**WORK TO COMPLETE:** Write out the data below in full, unchanged, minus the images.

[start DATASET SECTION]

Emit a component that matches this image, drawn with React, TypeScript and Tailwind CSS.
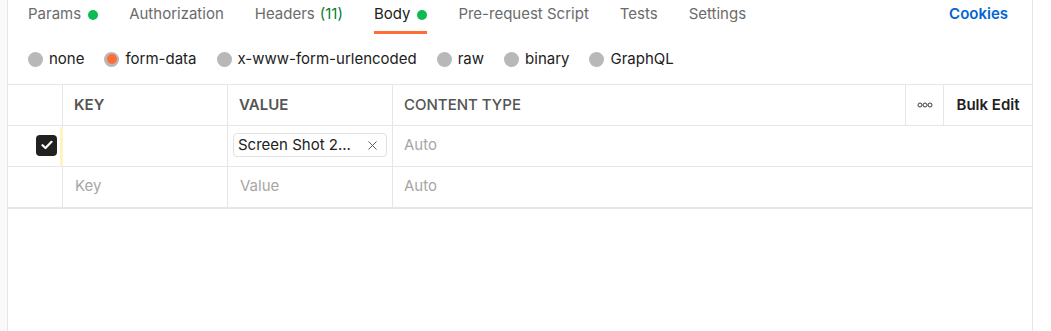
import { X } from "lucide-react";

const tabs = [
  { label: "Params", dot: true },
  { label: "Authorization" },
  { label: "Headers", count: "(11)" },
  { label: "Body", dot: true, active: true },
  { label: "Pre-request Script" },
  { label: "Tests" },
  { label: "Settings" },
];

const bodyTypes = ["none", "form-data", "x-www-form-urlencoded", "raw", "binary", "GraphQL"];

const Radio = ({ checked }: { checked?: boolean }) =>
  checked ? (
    <span className="flex h-[15px] w-[15px] items-center justify-center rounded-full bg-[#b8b8b8]">
      <span className="h-[10px] w-[10px] rounded-full bg-[#ff6c37]" />
    </span>
  ) : (
    <span className="h-[15px] w-[15px] rounded-full bg-[#b8b8b8]" />
  );

const MoreDots = () => (
  <svg width="16" height="6" viewBox="0 0 16 6" fill="none" stroke="#3a3a3a" strokeWidth="1">
    <circle cx="3" cy="3" r="2" />
    <circle cx="8" cy="3" r="2" />
    <circle cx="13" cy="3" r="2" />
  </svg>
);

export default function App() {
  return (
    <div className="flex h-[331px] w-[1051px] bg-white text-[15px] text-[#212121]" style={{ fontFamily: "Inter, 'Noto Sans', sans-serif" }}>
      {/* left gutter */}
      <div className="w-2 shrink-0 border-r border-[#e6e6e6] bg-[#f9f9f9]" />

      <div className="flex w-[1025px] shrink-0 flex-col border-r border-[#e6e6e6]">
        {/* Tabs */}
        <div className="flex h-[34px] items-start pl-5 pr-[24px]">
          <div className="flex gap-[31px]">
            {tabs.map((t) => (
              <div key={t.label} className="relative flex h-[34px] items-start pt-[4px]">
                <span className={`leading-5 ${t.active ? "text-[#212121]" : "text-[#6b6b6b]"}`}>{t.label}</span>
                {t.count && <span className="ml-[5px] leading-5 text-[#0a7b33]">{t.count}</span>}
                {t.dot && <span className="ml-[7px] mt-[6px] h-[10px] w-[10px] rounded-full bg-[#0cbb52]" />}
                {t.active && <span className="absolute bottom-0 left-0 right-0 h-[3px] bg-[#ff6c37]" />}
              </div>
            ))}
          </div>
          <span className="ml-auto pt-[4px] font-semibold leading-5 text-[#0265d2]">Cookies</span>
        </div>

        {/* Body types */}
        <div className="flex h-[50px] items-center gap-[20px] pl-5">
          {bodyTypes.map((b) => (
            <label key={b} className="flex items-center gap-[6px]">
              <Radio checked={b === "form-data"} />
              <span className="leading-5">{b}</span>
            </label>
          ))}
        </div>

        {/* Table */}
        <div className="border-t border-b-2 border-[#e6e6e6]">
          <div className="flex h-[41px] border-b border-[#e6e6e6] text-[#545454]">
            <div className="w-[55px] border-r border-[#e6e6e6]" />
            <div className="flex w-[165px] items-center border-r border-[#e6e6e6] pl-[11px] font-semibold">KEY</div>
            <div className="flex w-[165px] items-center border-r border-[#e6e6e6] pl-[11px] font-semibold">VALUE</div>
            <div className="flex flex-1 items-center border-r border-[#e6e6e6] pl-[11px] font-medium">CONTENT TYPE</div>
            <div className="flex w-[38px] items-center justify-center border-r border-[#e6e6e6]">
              <MoreDots />
            </div>
            <div className="flex w-[88px] items-center justify-center font-semibold text-[#212121]">Bulk Edit</div>
          </div>

          <div className="flex h-[41px] border-b border-[#e6e6e6]">
            <div className="flex w-[55px] items-center justify-end border-r border-[#e6e6e6]">
              <span className="mb-[2px] flex h-[21px] w-[21px] items-center justify-center rounded-[4px] bg-[#212121]">
                <svg width="12" height="10" viewBox="0 0 12 10" fill="none" stroke="white" strokeWidth="2.2" strokeLinecap="round" strokeLinejoin="round">
                  <path d="M1.5 5.2 4.5 8 10.5 1.8" />
                </svg>
              </span>
              <span className="ml-[3px] mr-[-1px] h-[39px] w-[3px] bg-[#fff3c4]" />
            </div>
            <div className="w-[165px] border-r border-[#e6e6e6]" />
            <div className="flex w-[165px] items-center border-r border-[#e6e6e6] px-[5px] pb-[2px]">
              <div className="flex h-[24px] w-full items-center justify-between rounded-[4px] border border-[#e0e0e0] pl-[4px] pr-[6px]">
                <span className="leading-5">Screen Shot 2...</span>
                <X size={15} strokeWidth={1.5} className="text-[#555]" />
              </div>
            </div>
            <div className="flex flex-1 items-center pb-[2px] pl-[11px] text-[#a6a6a6]">Auto</div>
          </div>

          <div className="flex h-[40px] text-[#a6a6a6]">
            <div className="w-[55px] border-r border-[#e6e6e6]" />
            <div className="flex w-[165px] items-center border-r border-[#e6e6e6] pb-[2px] pl-[12px]">Key</div>
            <div className="flex w-[165px] items-center border-r border-[#e6e6e6] pb-[2px] pl-[12px]">Value</div>
            <div className="flex flex-1 items-center pb-[2px] pl-[11px]">Auto</div>
          </div>
        </div>
      </div>
    </div>
  );
}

[end DATASET SECTION]

**RESPONSE TO THIS TASK:**
Emit a component that matches this image, drawn with React, TypeScript and Tailwind CSS.
import { X } from "lucide-react";

const tabs = [
  { label: "Params", dot: true },
  { label: "Authorization" },
  { label: "Headers", count: "(11)" },
  { label: "Body", dot: true, active: true },
  { label: "Pre-request Script" },
  { label: "Tests" },
  { label: "Settings" },
];

const bodyTypes = ["none", "form-data", "x-www-form-urlencoded", "raw", "binary", "GraphQL"];

const Radio = ({ checked }: { checked?: boolean }) =>
  checked ? (
    <span className="flex h-[15px] w-[15px] items-center justify-center rounded-full bg-[#b8b8b8]">
      <span className="h-[10px] w-[10px] rounded-full bg-[#ff6c37]" />
    </span>
  ) : (
    <span className="h-[15px] w-[15px] rounded-full bg-[#b8b8b8]" />
  );

const MoreDots = () => (
  <svg width="16" height="6" viewBox="0 0 16 6" fill="none" stroke="#3a3a3a" strokeWidth="1">
    <circle cx="3" cy="3" r="2" />
    <circle cx="8" cy="3" r="2" />
    <circle cx="13" cy="3" r="2" />
  </svg>
);

export default function App() {
  return (
    <div className="flex h-[331px] w-[1051px] bg-white text-[15px] text-[#212121]" style={{ fontFamily: "Inter, 'Noto Sans', sans-serif" }}>
      {/* left gutter */}
      <div className="w-2 shrink-0 border-r border-[#e6e6e6] bg-[#f9f9f9]" />

      <div className="flex w-[1025px] shrink-0 flex-col border-r border-[#e6e6e6]">
        {/* Tabs */}
        <div className="flex h-[34px] items-start pl-5 pr-[24px]">
          <div className="flex gap-[31px]">
            {tabs.map((t) => (
              <div key={t.label} className="relative flex h-[34px] items-start pt-[4px]">
                <span className={`leading-5 ${t.active ? "text-[#212121]" : "text-[#6b6b6b]"}`}>{t.label}</span>
                {t.count && <span className="ml-[5px] leading-5 text-[#0a7b33]">{t.count}</span>}
                {t.dot && <span className="ml-[7px] mt-[6px] h-[10px] w-[10px] rounded-full bg-[#0cbb52]" />}
                {t.active && <span className="absolute bottom-0 left-0 right-0 h-[3px] bg-[#ff6c37]" />}
              </div>
            ))}
          </div>
          <span className="ml-auto pt-[4px] font-semibold leading-5 text-[#0265d2]">Cookies</span>
        </div>

        {/* Body types */}
        <div className="flex h-[50px] items-center gap-[20px] pl-5">
          {bodyTypes.map((b) => (
            <label key={b} className="flex items-center gap-[6px]">
              <Radio checked={b === "form-data"} />
              <span className="leading-5">{b}</span>
            </label>
          ))}
        </div>

        {/* Table */}
        <div className="border-t border-b-2 border-[#e6e6e6]">
          <div className="flex h-[41px] border-b border-[#e6e6e6] text-[#545454]">
            <div className="w-[55px] border-r border-[#e6e6e6]" />
            <div className="flex w-[165px] items-center border-r border-[#e6e6e6] pl-[11px] font-semibold">KEY</div>
            <div className="flex w-[165px] items-center border-r border-[#e6e6e6] pl-[11px] font-semibold">VALUE</div>
            <div className="flex flex-1 items-center border-r border-[#e6e6e6] pl-[11px] font-medium">CONTENT TYPE</div>
            <div className="flex w-[38px] items-center justify-center border-r border-[#e6e6e6]">
              <MoreDots />
            </div>
            <div className="flex w-[88px] items-center justify-center font-semibold text-[#212121]">Bulk Edit</div>
          </div>

          <div className="flex h-[41px] border-b border-[#e6e6e6]">
            <div className="flex w-[55px] items-center justify-end border-r border-[#e6e6e6]">
              <span className="mb-[2px] flex h-[21px] w-[21px] items-center justify-center rounded-[4px] bg-[#212121]">
                <svg width="12" height="10" viewBox="0 0 12 10" fill="none" stroke="white" strokeWidth="2.2" strokeLinecap="round" strokeLinejoin="round">
                  <path d="M1.5 5.2 4.5 8 10.5 1.8" />
                </svg>
              </span>
              <span className="ml-[3px] mr-[-1px] h-[39px] w-[3px] bg-[#fff3c4]" />
            </div>
            <div className="w-[165px] border-r border-[#e6e6e6]" />
            <div className="flex w-[165px] items-center border-r border-[#e6e6e6] px-[5px] pb-[2px]">
              <div className="flex h-[24px] w-full items-center justify-between rounded-[4px] border border-[#e0e0e0] pl-[4px] pr-[6px]">
                <span className="leading-5">Screen Shot 2...</span>
                <X size={15} strokeWidth={1.5} className="text-[#555]" />
              </div>
            </div>
            <div className="flex flex-1 items-center pb-[2px] pl-[11px] text-[#a6a6a6]">Auto</div>
          </div>

          <div className="flex h-[40px] text-[#a6a6a6]">
            <div className="w-[55px] border-r border-[#e6e6e6]" />
            <div className="flex w-[165px] items-center border-r border-[#e6e6e6] pb-[2px] pl-[12px]">Key</div>
            <div className="flex w-[165px] items-center border-r border-[#e6e6e6] pb-[2px] pl-[12px]">Value</div>
            <div className="flex flex-1 items-center pb-[2px] pl-[11px]">Auto</div>
          </div>
        </div>
      </div>
    </div>
  );
}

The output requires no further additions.